Reputation: 31
I just started learning R last month and I am learning the aggregate functions.
To start off, I have a data called property and I am trying to get the mean price per city.
I first used the formula method of aggregate:
mean_price_per_city_1 <- aggregate(PRICE ~ PROPERTYCITY,
property_data, mean)
The results are as follow (just the head):
PROPERTYCITY | PRICE |
---|---|
1.00 | |
ALLISON PARK | 193814.08 |
AMBRIDGE | 62328.92 |
ASPINWALL | 226505.50 |
BADEN | 400657.52 |
BAIRDFORD | 59337.37 |
Then I decided to try the data frame method:
mean_price_per_city_2 <- aggregate(list(property_data$PRICE),
by = list(property_data$PROPERTYCITY),
FUN = mean)
The results are as follow (just the head):
Group.1 | c.12000L.. 1783L..4643L.. |
---|---|
1.00 | |
ALLISON PARK | NA |
AMBRIDGE | 62328.92 |
ASPINWALL | 226505.50 |
BADEN | 400657.52 |
BAIRDFORD | 59337.37 |
I thought that the two methods will return the same results. However I noticed that when I used the data frame method, there are NAs in the second column.
I tried checking if there are NAs in the PRICE column, but there is none. So I am lost why the two methods don't return the same values.
Upvotes: 1
Views: 264
Reputation: 11046
You have two issues. First aggregate(list(property_data$PRICE), by = list(property_data$PROPERTYCITY), FUN = mean)

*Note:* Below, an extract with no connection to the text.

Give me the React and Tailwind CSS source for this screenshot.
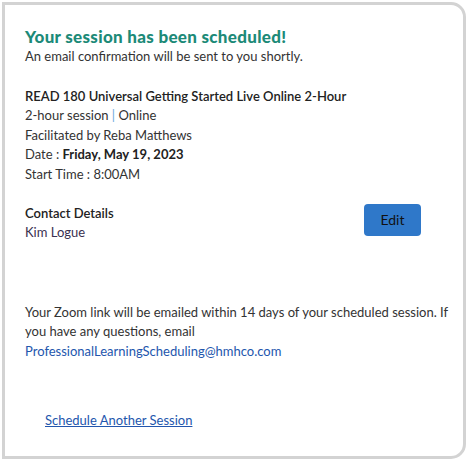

should just have property_data$PRICE
without the list. Only the by=
argument must be a list. That is why your column name is so strange. Second, as documented in the manual page (?aggregate), the formula method has a default value of na.action=na.omit
, but the method for class data.frame does not. Since you have at least one missing value in the ALLISON PARK group, the formula command deleted that value, but the second command did not so the result for ALLISON PARK is NA.
Upvotes: 3